> COLLECTED MATERIAL

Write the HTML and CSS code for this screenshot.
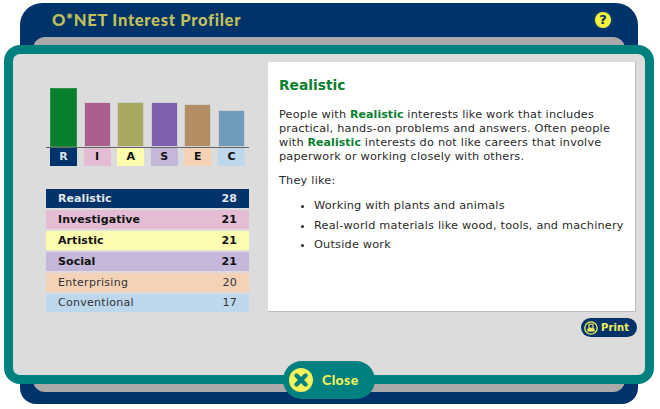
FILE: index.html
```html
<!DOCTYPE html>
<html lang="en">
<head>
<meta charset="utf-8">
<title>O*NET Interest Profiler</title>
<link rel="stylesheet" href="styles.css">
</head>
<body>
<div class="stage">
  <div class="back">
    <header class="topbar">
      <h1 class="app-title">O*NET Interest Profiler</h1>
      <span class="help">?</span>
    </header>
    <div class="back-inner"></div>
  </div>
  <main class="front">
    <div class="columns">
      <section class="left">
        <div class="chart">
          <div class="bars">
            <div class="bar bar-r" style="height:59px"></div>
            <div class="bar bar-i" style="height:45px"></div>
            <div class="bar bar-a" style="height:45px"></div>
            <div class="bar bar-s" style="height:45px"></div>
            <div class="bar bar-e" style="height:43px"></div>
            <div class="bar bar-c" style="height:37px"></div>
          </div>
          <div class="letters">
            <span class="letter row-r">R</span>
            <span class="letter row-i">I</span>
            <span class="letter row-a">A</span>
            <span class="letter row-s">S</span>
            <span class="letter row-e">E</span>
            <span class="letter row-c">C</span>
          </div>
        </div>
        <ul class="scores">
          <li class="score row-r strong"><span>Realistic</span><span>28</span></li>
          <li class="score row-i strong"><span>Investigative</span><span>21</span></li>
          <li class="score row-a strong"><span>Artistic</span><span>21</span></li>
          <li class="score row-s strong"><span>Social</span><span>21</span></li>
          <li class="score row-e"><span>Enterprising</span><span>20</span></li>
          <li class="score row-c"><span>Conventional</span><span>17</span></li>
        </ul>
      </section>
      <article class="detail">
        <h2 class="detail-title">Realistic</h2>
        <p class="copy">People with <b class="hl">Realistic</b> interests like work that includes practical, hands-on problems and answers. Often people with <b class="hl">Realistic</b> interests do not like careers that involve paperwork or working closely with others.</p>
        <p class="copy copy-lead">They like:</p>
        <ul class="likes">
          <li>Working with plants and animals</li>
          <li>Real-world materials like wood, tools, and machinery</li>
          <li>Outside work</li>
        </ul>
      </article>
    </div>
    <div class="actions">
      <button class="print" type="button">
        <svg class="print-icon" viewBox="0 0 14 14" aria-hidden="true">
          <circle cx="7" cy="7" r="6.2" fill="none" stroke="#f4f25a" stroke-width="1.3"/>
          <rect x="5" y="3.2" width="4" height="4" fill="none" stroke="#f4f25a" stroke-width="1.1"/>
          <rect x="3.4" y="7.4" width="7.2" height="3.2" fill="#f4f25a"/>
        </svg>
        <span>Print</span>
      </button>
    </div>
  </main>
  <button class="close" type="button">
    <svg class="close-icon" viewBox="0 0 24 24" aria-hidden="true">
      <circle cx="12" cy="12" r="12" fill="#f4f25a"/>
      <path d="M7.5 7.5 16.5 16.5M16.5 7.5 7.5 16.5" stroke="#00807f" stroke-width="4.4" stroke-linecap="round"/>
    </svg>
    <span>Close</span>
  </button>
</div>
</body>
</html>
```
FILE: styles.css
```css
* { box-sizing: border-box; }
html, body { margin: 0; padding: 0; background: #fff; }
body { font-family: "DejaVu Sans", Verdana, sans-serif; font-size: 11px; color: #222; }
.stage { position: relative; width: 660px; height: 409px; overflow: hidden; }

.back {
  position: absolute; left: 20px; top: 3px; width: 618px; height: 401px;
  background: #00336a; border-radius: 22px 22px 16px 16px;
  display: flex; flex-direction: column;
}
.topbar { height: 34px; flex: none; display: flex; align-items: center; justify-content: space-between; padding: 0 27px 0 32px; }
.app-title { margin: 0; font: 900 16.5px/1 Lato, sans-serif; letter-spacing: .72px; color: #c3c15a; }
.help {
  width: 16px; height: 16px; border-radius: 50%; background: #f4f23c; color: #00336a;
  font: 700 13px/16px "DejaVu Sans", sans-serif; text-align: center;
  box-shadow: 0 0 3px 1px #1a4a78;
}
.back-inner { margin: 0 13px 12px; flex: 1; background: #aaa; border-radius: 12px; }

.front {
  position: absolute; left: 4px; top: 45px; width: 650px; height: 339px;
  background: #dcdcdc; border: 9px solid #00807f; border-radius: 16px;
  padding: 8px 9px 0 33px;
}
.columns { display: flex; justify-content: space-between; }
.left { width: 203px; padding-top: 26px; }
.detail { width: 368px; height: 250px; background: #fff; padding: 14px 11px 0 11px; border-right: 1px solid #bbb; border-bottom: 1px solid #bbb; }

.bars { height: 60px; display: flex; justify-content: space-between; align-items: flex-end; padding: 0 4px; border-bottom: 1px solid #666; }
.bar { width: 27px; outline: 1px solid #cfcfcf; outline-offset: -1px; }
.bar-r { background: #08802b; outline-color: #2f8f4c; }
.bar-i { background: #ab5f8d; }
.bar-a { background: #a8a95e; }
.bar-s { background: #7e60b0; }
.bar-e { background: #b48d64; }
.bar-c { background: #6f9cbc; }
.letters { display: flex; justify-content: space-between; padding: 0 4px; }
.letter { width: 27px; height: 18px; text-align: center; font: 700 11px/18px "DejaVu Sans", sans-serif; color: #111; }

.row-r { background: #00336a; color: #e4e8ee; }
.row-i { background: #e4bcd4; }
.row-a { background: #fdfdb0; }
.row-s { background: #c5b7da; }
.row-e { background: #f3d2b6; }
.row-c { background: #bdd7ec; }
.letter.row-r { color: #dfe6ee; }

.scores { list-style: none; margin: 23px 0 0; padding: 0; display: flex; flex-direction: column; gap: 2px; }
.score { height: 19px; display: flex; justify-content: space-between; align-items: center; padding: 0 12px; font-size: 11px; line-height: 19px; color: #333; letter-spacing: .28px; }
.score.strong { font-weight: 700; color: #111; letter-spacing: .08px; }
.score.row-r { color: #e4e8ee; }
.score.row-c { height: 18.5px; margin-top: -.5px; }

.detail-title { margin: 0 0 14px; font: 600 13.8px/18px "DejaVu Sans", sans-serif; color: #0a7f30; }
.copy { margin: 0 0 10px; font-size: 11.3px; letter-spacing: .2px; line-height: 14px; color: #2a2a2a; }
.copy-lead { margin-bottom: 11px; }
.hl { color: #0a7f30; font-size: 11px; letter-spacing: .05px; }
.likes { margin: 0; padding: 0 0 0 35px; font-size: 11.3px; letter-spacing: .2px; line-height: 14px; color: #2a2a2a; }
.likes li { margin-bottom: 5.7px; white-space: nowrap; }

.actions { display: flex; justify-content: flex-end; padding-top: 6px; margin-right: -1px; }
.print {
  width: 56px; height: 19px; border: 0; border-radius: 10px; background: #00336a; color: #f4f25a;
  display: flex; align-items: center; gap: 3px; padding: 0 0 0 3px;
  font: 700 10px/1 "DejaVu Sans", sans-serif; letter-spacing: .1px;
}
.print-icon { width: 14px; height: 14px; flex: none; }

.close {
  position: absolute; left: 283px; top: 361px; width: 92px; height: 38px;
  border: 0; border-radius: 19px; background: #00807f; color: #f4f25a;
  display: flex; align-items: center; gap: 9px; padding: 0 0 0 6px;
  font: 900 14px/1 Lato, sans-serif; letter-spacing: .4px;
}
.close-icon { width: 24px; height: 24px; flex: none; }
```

> YOUR GOAL
Without the pictures, write out all of the material exactly.

> TASK RESULT
Write the HTML and CSS code for this screenshot.
FILE: index.html
```html
<!DOCTYPE html>
<html lang="en">
<head>
<meta charset="utf-8">
<title>O*NET Interest Profiler</title>
<link rel="stylesheet" href="styles.css">
</head>
<body>
<div class="stage">
  <div class="back">
    <header class="topbar">
      <h1 class="app-title">O*NET Interest Profiler</h1>
      <span class="help">?</span>
    </header>
    <div class="back-inner"></div>
  </div>
  <main class="front">
    <div class="columns">
      <section class="left">
        <div class="chart">
          <div class="bars">
            <div class="bar bar-r" style="height:59px"></div>
            <div class="bar bar-i" style="height:45px"></div>
            <div class="bar bar-a" style="height:45px"></div>
            <div class="bar bar-s" style="height:45px"></div>
            <div class="bar bar-e" style="height:43px"></div>
            <div class="bar bar-c" style="height:37px"></div>
          </div>
          <div class="letters">
            <span class="letter row-r">R</span>
            <span class="letter row-i">I</span>
            <span class="letter row-a">A</span>
            <span class="letter row-s">S</span>
            <span class="letter row-e">E</span>
            <span class="letter row-c">C</span>
          </div>
        </div>
        <ul class="scores">
          <li class="score row-r strong"><span>Realistic</span><span>28</span></li>
          <li class="score row-i strong"><span>Investigative</span><span>21</span></li>
          <li class="score row-a strong"><span>Artistic</span><span>21</span></li>
          <li class="score row-s strong"><span>Social</span><span>21</span></li>
          <li class="score row-e"><span>Enterprising</span><span>20</span></li>
          <li class="score row-c"><span>Conventional</span><span>17</span></li>
        </ul>
      </section>
      <article class="detail">
        <h2 class="detail-title">Realistic</h2>
        <p class="copy">People with <b class="hl">Realistic</b> interests like work that includes practical, hands-on problems and answers. Often people with <b class="hl">Realistic</b> interests do not like careers that involve paperwork or working closely with others.</p>
        <p class="copy copy-lead">They like:</p>
        <ul class="likes">
          <li>Working with plants and animals</li>
          <li>Real-world materials like wood, tools, and machinery</li>
          <li>Outside work</li>
        </ul>
      </article>
    </div>
    <div class="actions">
      <button class="print" type="button">
        <svg class="print-icon" viewBox="0 0 14 14" aria-hidden="true">
          <circle cx="7" cy="7" r="6.2" fill="none" stroke="#f4f25a" stroke-width="1.3"/>
          <rect x="5" y="3.2" width="4" height="4" fill="none" stroke="#f4f25a" stroke-width="1.1"/>
          <rect x="3.4" y="7.4" width="7.2" height="3.2" fill="#f4f25a"/>
        </svg>
        <span>Print</span>
      </button>
    </div>
  </main>
  <button class="close" type="button">
    <svg class="close-icon" viewBox="0 0 24 24" aria-hidden="true">
      <circle cx="12" cy="12" r="12" fill="#f4f25a"/>
      <path d="M7.5 7.5 16.5 16.5M16.5 7.5 7.5 16.5" stroke="#00807f" stroke-width="4.4" stroke-linecap="round"/>
    </svg>
    <span>Close</span>
  </button>
</div>
</body>
</html>
```
FILE: styles.css
```css
* { box-sizing: border-box; }
html, body { margin: 0; padding: 0; background: #fff; }
body { font-family: "DejaVu Sans", Verdana, sans-serif; font-size: 11px; color: #222; }
.stage { position: relative; width: 660px; height: 409px; overflow: hidden; }

.back {
  position: absolute; left: 20px; top: 3px; width: 618px; height: 401px;
  background: #00336a; border-radius: 22px 22px 16px 16px;
  display: flex; flex-direction: column;
}
.topbar { height: 34px; flex: none; display: flex; align-items: center; justify-content: space-between; padding: 0 27px 0 32px; }
.app-title { margin: 0; font: 900 16.5px/1 Lato, sans-serif; letter-spacing: .72px; color: #c3c15a; }
.help {
  width: 16px; height: 16px; border-radius: 50%; background: #f4f23c; color: #00336a;
  font: 700 13px/16px "DejaVu Sans", sans-serif; text-align: center;
  box-shadow: 0 0 3px 1px #1a4a78;
}
.back-inner { margin: 0 13px 12px; flex: 1; background: #aaa; border-radius: 12px; }

.front {
  position: absolute; left: 4px; top: 45px; width: 650px; height: 339px;
  background: #dcdcdc; border: 9px solid #00807f; border-radius: 16px;
  padding: 8px 9px 0 33px;
}
.columns { display: flex; justify-content: space-between; }
.left { width: 203px; padding-top: 26px; }
.detail { width: 368px; height: 250px; background: #fff; padding: 14px 11px 0 11px; border-right: 1px solid #bbb; border-bottom: 1px solid #bbb; }

.bars { height: 60px; display: flex; justify-content: space-between; align-items: flex-end; padding: 0 4px; border-bottom: 1px solid #666; }
.bar { width: 27px; outline: 1px solid #cfcfcf; outline-offset: -1px; }
.bar-r { background: #08802b; outline-color: #2f8f4c; }
.bar-i { background: #ab5f8d; }
.bar-a { background: #a8a95e; }
.bar-s { background: #7e60b0; }
.bar-e { background: #b48d64; }
.bar-c { background: #6f9cbc; }
.letters { display: flex; justify-content: space-between; padding: 0 4px; }
.letter { width: 27px; height: 18px; text-align: center; font: 700 11px/18px "DejaVu Sans", sans-serif; color: #111; }

.row-r { background: #00336a; color: #e4e8ee; }
.row-i { background: #e4bcd4; }
.row-a { background: #fdfdb0; }
.row-s { background: #c5b7da; }
.row-e { background: #f3d2b6; }
.row-c { background: #bdd7ec; }
.letter.row-r { color: #dfe6ee; }

.scores { list-style: none; margin: 23px 0 0; padding: 0; display: flex; flex-direction: column; gap: 2px; }
.score { height: 19px; display: flex; justify-content: space-between; align-items: center; padding: 0 12px; font-size: 11px; line-height: 19px; color: #333; letter-spacing: .28px; }
.score.strong { font-weight: 700; color: #111; letter-spacing: .08px; }
.score.row-r { color: #e4e8ee; }
.score.row-c { height: 18.5px; margin-top: -.5px; }

.detail-title { margin: 0 0 14px; font: 600 13.8px/18px "DejaVu Sans", sans-serif; color: #0a7f30; }
.copy { margin: 0 0 10px; font-size: 11.3px; letter-spacing: .2px; line-height: 14px; color: #2a2a2a; }
.copy-lead { margin-bottom: 11px; }
.hl { color: #0a7f30; font-size: 11px; letter-spacing: .05px; }
.likes { margin: 0; padding: 0 0 0 35px; font-size: 11.3px; letter-spacing: .2px; line-height: 14px; color: #2a2a2a; }
.likes li { margin-bottom: 5.7px; white-space: nowrap; }

.actions { display: flex; justify-content: flex-end; padding-top: 6px; margin-right: -1px; }
.print {
  width: 56px; height: 19px; border: 0; border-radius: 10px; background: #00336a; color: #f4f25a;
  display: flex; align-items: center; gap: 3px; padding: 0 0 0 3px;
  font: 700 10px/1 "DejaVu Sans", sans-serif; letter-spacing: .1px;
}
.print-icon { width: 14px; height: 14px; flex: none; }

.close {
  position: absolute; left: 283px; top: 361px; width: 92px; height: 38px;
  border: 0; border-radius: 19px; background: #00807f; color: #f4f25a;
  display: flex; align-items: center; gap: 9px; padding: 0 0 0 6px;
  font: 900 14px/1 Lato, sans-serif; letter-spacing: .4px;
}
.close-icon { width: 24px; height: 24px; flex: none; }
```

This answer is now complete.